Interestingly, the front of the curve saw the least action. SoCal Citygate October prices slipped just a penny between Sept. 13 and 18 to reach $3.342, but November plunged 14 cents to $3.444, according to Forward Look. The winter strip (November-March) fell 13 cents to $4.14, while next summer dropped 4 cents to $2.73.

Farther north, PG&E Citygate forward prices barely budged across the curve, picking up only a penny in the nearby months and coming in flat for the winter.

Prices in South Texas got a boost now that the Sur de Texas-Tuxpan pipeline is in service south of the border in Mexico. NGPL S. TX October prices jumped 11 cents from Sept. 13-18 to reach $2.468.

NGPL S. TX November rose 7 cents to $2.604, the winter climbed 6 cents to $2.71 and next summer moved up a penny to $2.37.

Despite the Sur de Texas-Tuxpan in-service, a force majeure on the Valley Crossing pipeline (VCP) in South Texas could affect exports to the marine pipeline.
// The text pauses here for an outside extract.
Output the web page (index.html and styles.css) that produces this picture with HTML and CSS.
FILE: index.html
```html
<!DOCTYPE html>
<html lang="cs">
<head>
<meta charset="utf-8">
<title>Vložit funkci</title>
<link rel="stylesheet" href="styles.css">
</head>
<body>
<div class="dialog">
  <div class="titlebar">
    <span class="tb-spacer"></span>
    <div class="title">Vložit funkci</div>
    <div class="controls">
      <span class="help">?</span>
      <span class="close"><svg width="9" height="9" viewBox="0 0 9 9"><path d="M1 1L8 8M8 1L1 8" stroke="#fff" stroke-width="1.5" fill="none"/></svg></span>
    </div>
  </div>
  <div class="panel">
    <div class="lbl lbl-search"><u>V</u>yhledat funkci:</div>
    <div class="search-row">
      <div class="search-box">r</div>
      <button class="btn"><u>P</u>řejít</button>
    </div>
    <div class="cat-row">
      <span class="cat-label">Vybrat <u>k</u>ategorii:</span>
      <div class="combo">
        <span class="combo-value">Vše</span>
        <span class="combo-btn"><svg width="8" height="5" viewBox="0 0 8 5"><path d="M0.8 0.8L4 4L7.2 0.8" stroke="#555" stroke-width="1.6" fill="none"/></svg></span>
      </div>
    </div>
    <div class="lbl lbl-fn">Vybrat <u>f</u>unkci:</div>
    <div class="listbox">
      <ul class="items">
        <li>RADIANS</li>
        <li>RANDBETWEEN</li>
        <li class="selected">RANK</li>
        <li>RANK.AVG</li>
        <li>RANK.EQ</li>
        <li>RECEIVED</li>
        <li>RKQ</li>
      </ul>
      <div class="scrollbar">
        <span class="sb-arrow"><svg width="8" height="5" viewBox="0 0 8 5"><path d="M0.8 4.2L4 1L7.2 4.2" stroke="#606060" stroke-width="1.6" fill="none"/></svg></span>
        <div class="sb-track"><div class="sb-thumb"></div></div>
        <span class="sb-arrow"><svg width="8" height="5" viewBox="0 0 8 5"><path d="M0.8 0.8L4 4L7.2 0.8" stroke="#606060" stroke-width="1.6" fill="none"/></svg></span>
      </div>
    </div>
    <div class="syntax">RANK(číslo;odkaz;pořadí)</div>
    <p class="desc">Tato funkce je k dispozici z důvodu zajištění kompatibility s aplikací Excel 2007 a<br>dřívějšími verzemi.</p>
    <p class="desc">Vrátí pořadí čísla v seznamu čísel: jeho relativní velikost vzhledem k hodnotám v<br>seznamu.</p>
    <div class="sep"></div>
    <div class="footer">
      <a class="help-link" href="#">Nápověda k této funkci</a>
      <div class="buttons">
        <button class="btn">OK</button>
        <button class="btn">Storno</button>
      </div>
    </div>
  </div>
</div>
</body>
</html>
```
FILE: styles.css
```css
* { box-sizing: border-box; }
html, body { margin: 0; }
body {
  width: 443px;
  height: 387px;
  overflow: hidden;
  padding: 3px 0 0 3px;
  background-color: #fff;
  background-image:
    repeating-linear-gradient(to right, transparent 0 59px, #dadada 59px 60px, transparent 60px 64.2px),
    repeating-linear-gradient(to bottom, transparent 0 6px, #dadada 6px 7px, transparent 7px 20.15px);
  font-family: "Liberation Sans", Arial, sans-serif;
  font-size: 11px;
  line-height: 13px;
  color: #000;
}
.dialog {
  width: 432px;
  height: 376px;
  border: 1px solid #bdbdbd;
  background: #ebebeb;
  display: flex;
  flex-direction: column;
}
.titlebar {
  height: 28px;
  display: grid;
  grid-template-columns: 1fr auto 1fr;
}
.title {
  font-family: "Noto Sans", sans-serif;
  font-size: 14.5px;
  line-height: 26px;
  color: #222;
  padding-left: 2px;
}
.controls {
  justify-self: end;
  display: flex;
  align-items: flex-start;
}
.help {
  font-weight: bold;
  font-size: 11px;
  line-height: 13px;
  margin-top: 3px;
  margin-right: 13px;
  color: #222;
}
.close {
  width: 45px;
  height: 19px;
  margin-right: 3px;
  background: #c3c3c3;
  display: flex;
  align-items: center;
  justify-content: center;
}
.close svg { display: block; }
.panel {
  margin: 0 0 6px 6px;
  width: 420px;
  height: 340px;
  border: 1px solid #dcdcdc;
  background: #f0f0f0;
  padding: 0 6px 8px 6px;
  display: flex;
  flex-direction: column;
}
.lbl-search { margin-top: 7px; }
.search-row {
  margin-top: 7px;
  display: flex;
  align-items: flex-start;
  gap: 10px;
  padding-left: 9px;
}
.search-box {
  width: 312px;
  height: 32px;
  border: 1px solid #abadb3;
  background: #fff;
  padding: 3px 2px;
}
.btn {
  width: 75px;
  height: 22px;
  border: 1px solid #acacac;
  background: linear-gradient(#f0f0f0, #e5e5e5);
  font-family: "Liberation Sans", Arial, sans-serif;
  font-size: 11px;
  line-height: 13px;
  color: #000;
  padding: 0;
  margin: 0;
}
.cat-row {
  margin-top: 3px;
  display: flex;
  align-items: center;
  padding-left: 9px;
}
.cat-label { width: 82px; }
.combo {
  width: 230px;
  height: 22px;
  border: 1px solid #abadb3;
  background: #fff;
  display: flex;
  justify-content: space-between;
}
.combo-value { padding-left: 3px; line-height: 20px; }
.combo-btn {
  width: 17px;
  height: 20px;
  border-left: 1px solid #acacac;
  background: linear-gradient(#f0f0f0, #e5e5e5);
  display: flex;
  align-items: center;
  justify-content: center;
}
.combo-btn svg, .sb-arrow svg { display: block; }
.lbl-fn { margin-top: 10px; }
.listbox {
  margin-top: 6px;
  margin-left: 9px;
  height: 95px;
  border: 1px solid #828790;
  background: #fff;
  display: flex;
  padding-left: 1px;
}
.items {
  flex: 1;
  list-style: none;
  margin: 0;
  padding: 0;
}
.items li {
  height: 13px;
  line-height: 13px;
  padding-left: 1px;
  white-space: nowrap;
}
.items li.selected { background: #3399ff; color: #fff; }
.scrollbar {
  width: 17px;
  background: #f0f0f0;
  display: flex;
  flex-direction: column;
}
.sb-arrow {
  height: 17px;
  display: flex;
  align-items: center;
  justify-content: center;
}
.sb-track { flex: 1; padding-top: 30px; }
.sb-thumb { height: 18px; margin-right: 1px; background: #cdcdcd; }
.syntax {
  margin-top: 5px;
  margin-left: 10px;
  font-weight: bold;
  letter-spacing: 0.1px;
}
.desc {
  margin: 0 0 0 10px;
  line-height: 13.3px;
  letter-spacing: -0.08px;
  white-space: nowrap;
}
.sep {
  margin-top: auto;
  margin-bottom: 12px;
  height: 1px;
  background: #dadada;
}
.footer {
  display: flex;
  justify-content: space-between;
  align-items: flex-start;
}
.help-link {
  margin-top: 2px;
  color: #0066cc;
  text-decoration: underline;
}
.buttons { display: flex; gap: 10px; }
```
VCP posted a notice on Wednesday that it experienced a mechanical failure of one unit in its Agua Dulce compressor station. “Based on current nominations, VCP does not anticipate any impact to transportation of natural gas on the pipeline but may impede transportation of natural gas on the pipeline dependent upon future demand at deliveries on the Nueces Header and into the Brownsville Pipeline.”
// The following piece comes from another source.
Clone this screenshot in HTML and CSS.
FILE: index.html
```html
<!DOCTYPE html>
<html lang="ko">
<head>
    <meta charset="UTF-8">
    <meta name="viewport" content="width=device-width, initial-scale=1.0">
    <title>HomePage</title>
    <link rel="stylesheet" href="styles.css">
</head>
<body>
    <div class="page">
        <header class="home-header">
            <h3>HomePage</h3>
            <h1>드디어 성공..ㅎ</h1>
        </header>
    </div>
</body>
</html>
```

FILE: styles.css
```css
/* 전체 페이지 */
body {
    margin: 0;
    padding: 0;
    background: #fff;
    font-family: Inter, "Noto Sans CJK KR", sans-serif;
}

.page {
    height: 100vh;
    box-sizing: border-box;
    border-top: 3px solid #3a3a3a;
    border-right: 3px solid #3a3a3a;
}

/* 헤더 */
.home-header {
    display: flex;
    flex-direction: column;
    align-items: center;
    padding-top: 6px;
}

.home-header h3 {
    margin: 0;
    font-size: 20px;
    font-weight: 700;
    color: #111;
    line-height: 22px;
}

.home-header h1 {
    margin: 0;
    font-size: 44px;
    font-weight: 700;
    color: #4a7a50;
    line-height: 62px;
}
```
With Sur de Texas-Tuxpan formally entering commercial operations on Tuesday, VCP has been delivering an average 498 MMcf/d to the new Mexican line, according to Genscape Inc. The firm, however, expects flows on Sur de Texas will actually be smaller through the end of the month in order for Mexico to accommodate already-contracted LNG cargoes. Sustained higher flows are not expected until October.

Meanwhile, Nautilus Pipeline Co. has kicked off its planned fall maintenance, shutting in production at its SS207 platform in the Gulf of Mexico. Production receipts at the SS207 platform are at zero after having averaged 363 MMcf/d this month-to-date, Genscape said.